- **What to produce**
With the images removed, repeat the data below exactly.

- **Data excerpt**
+===+

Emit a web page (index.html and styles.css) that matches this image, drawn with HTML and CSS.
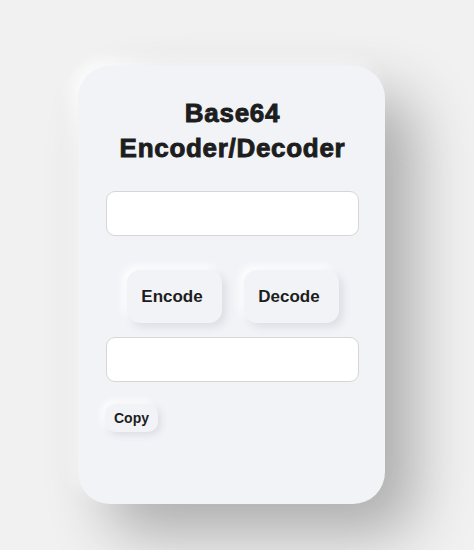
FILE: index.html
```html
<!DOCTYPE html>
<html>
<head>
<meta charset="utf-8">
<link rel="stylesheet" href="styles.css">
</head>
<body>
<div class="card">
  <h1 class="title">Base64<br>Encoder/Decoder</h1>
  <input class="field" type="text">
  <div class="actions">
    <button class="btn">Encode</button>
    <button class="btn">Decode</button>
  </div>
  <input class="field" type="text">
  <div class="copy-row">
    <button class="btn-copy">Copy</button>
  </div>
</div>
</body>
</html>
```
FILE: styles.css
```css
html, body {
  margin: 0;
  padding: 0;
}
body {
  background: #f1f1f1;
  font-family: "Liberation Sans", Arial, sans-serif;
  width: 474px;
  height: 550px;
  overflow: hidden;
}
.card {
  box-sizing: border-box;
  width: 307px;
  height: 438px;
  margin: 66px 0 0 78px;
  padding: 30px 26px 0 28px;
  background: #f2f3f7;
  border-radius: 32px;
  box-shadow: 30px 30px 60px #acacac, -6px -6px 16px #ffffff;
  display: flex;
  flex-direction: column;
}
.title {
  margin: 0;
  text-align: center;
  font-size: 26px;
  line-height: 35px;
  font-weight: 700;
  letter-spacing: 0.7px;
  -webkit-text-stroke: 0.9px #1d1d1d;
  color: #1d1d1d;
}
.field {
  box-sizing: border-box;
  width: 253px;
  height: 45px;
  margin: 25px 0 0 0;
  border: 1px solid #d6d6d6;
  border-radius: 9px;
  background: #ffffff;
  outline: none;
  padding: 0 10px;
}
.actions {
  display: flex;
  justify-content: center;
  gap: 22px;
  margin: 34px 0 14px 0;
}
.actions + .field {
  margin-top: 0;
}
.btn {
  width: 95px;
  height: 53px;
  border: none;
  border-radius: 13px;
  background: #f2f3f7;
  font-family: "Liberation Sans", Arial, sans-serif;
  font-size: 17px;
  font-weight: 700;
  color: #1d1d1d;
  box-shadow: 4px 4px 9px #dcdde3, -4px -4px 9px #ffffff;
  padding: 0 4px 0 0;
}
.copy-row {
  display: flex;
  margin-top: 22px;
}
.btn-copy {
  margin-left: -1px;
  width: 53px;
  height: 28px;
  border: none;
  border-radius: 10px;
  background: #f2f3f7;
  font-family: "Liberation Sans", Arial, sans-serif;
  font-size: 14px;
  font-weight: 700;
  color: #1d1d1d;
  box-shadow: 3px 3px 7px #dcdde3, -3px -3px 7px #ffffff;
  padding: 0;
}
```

+===+

- **Exercise solution**
Emit a web page (index.html and styles.css) that matches this image, drawn with HTML and CSS.
FILE: index.html
```html
<!DOCTYPE html>
<html>
<head>
<meta charset="utf-8">
<link rel="stylesheet" href="styles.css">
</head>
<body>
<div class="card">
  <h1 class="title">Base64<br>Encoder/Decoder</h1>
  <input class="field" type="text">
  <div class="actions">
    <button class="btn">Encode</button>
    <button class="btn">Decode</button>
  </div>
  <input class="field" type="text">
  <div class="copy-row">
    <button class="btn-copy">Copy</button>
  </div>
</div>
</body>
</html>
```
FILE: styles.css
```css
html, body {
  margin: 0;
  padding: 0;
}
body {
  background: #f1f1f1;
  font-family: "Liberation Sans", Arial, sans-serif;
  width: 474px;
  height: 550px;
  overflow: hidden;
}
.card {
  box-sizing: border-box;
  width: 307px;
  height: 438px;
  margin: 66px 0 0 78px;
  padding: 30px 26px 0 28px;
  background: #f2f3f7;
  border-radius: 32px;
  box-shadow: 30px 30px 60px #acacac, -6px -6px 16px #ffffff;
  display: flex;
  flex-direction: column;
}
.title {
  margin: 0;
  text-align: center;
  font-size: 26px;
  line-height: 35px;
  font-weight: 700;
  letter-spacing: 0.7px;
  -webkit-text-stroke: 0.9px #1d1d1d;
  color: #1d1d1d;
}
.field {
  box-sizing: border-box;
  width: 253px;
  height: 45px;
  margin: 25px 0 0 0;
  border: 1px solid #d6d6d6;
  border-radius: 9px;
  background: #ffffff;
  outline: none;
  padding: 0 10px;
}
.actions {
  display: flex;
  justify-content: center;
  gap: 22px;
  margin: 34px 0 14px 0;
}
.actions + .field {
  margin-top: 0;
}
.btn {
  width: 95px;
  height: 53px;
  border: none;
  border-radius: 13px;
  background: #f2f3f7;
  font-family: "Liberation Sans", Arial, sans-serif;
  font-size: 17px;
  font-weight: 700;
  color: #1d1d1d;
  box-shadow: 4px 4px 9px #dcdde3, -4px -4px 9px #ffffff;
  padding: 0 4px 0 0;
}
.copy-row {
  display: flex;
  margin-top: 22px;
}
.btn-copy {
  margin-left: -1px;
  width: 53px;
  height: 28px;
  border: none;
  border-radius: 10px;
  background: #f2f3f7;
  font-family: "Liberation Sans", Arial, sans-serif;
  font-size: 14px;
  font-weight: 700;
  color: #1d1d1d;
  box-shadow: 3px 3px 7px #dcdde3, -3px -3px 7px #ffffff;
  padding: 0;
}
```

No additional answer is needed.